Employment Law

Are Taft-Hartley Plans Subject to ERISA?

Unpack the regulatory framework for Taft-Hartley plans and their essential connection to ERISA, safeguarding benefits.

The relationship between Taft-Hartley plans and the Employee Retirement Income Security Act (ERISA) is a common area of inquiry. This article clarifies how these two legal frameworks interact, providing insight into the regulatory landscape governing such plans.

Understanding Taft-Hartley Plans

Taft-Hartley plans, also known as multiemployer plans, originated from the Labor Management Relations Act of 1947, specifically 29 U.S.C. § 186. These plans are established through collective bargaining agreements between labor unions and multiple employers, typically within the same industry. They are jointly administered by a board of trustees composed equally of labor and management representatives. Taft-Hartley plans commonly provide health, welfare, and pension benefits, offering portability for workers who may move between different employers within the same union-covered industry.

Understanding ERISA

The Employee Retirement Income Security Act of 1974 (ERISA), codified at 29 U.S.C. § 1001, is a federal law that sets minimum standards for most voluntarily established retirement and health plans in private industry. Its primary purpose is to protect the interests of employee benefit plan participants and their beneficiaries. ERISA achieves this by establishing standards for plan administration, requiring disclosure of financial information, and providing remedies for participants.

The Relationship: Are Taft-Hartley Plans Subject to ERISA

Taft-Hartley plans are generally subject to ERISA. ERISA’s broad scope encompasses most private-sector employee benefit plans, including multiemployer plans. The law defines “multiemployer plan” in ERISA Section 3 as a plan to which more than one employer contributes, maintained pursuant to collective bargaining agreements between employee organizations and multiple employers. This definition directly includes Taft-Hartley plans within ERISA’s regulatory framework, providing primary federal oversight for these jointly administered plans.

Key ERISA Requirements for Taft-Hartley Plans

ERISA imposes several requirements on Taft-Hartley plans to safeguard participant interests. Plan fiduciaries, typically the trustees, must act solely in the interest of participants and beneficiaries. This includes discharging their duties prudently and for the exclusive purpose of providing benefits and defraying reasonable plan expenses, as outlined in ERISA Section 404.

Plans must also adhere to strict reporting and disclosure requirements. This involves filing annual reports, such as Form 5500, with the Department of Labor. Plans must provide participants with a Summary Plan Description (SPD) and other important information, as mandated by ERISA Sections 101-104.

Pension components of Taft-Hartley plans are also subject to ERISA’s funding requirements. These rules, found in ERISA Sections 301-308, ensure that plans maintain sufficient assets to pay promised benefits. These standards aim to promote the financial soundness of the plans.
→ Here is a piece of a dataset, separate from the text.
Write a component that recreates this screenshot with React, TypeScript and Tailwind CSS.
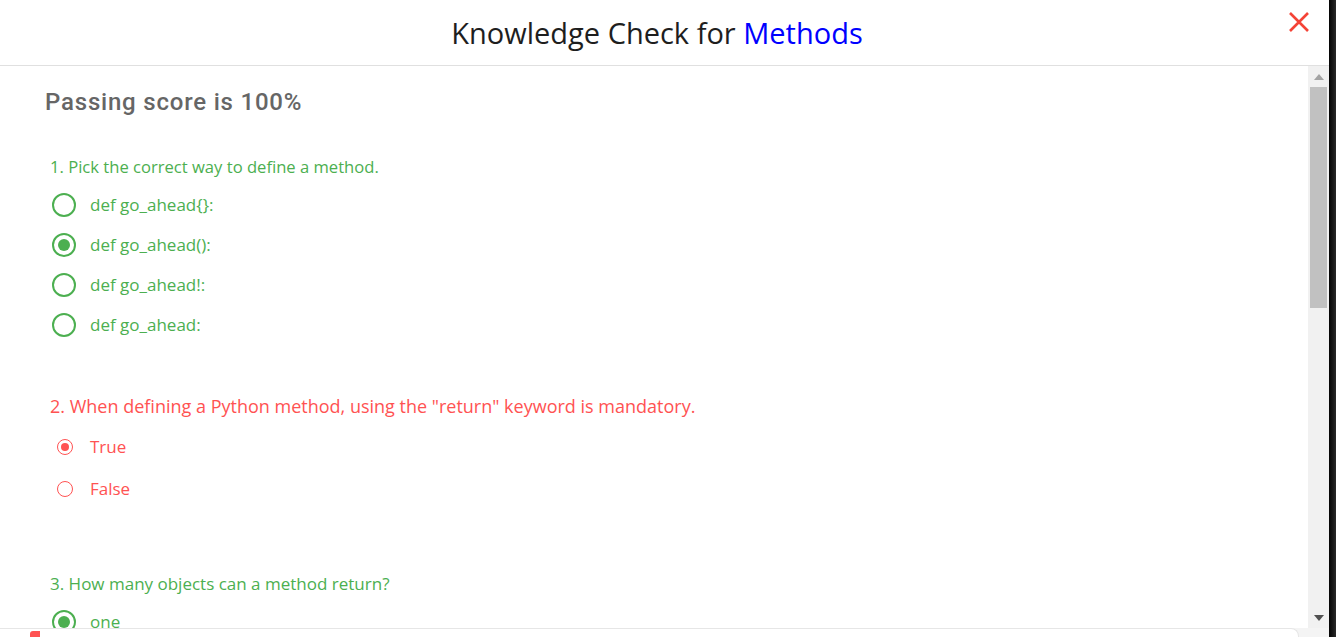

Protections for Plan Participants

ERISA provides protections for individuals participating in Taft-Hartley plans. Participants have a right to receive comprehensive information about their plan, including details on features and funding. This ensures transparency regarding their benefits.

ERISA also mandates that plans establish fair and transparent procedures for participants to claim benefits and appeal denials. These claims procedures, detailed in ERISA Section 503, ensure a full and fair review of benefit determinations.

Participants also possess enforcement rights, allowing them to sue in federal court to enforce their rights under the plan or ERISA. ERISA Section 502 provides the legal basis for such civil actions. Furthermore, the fiduciary duties imposed by ERISA protect participants from mismanagement or abuse of plan assets.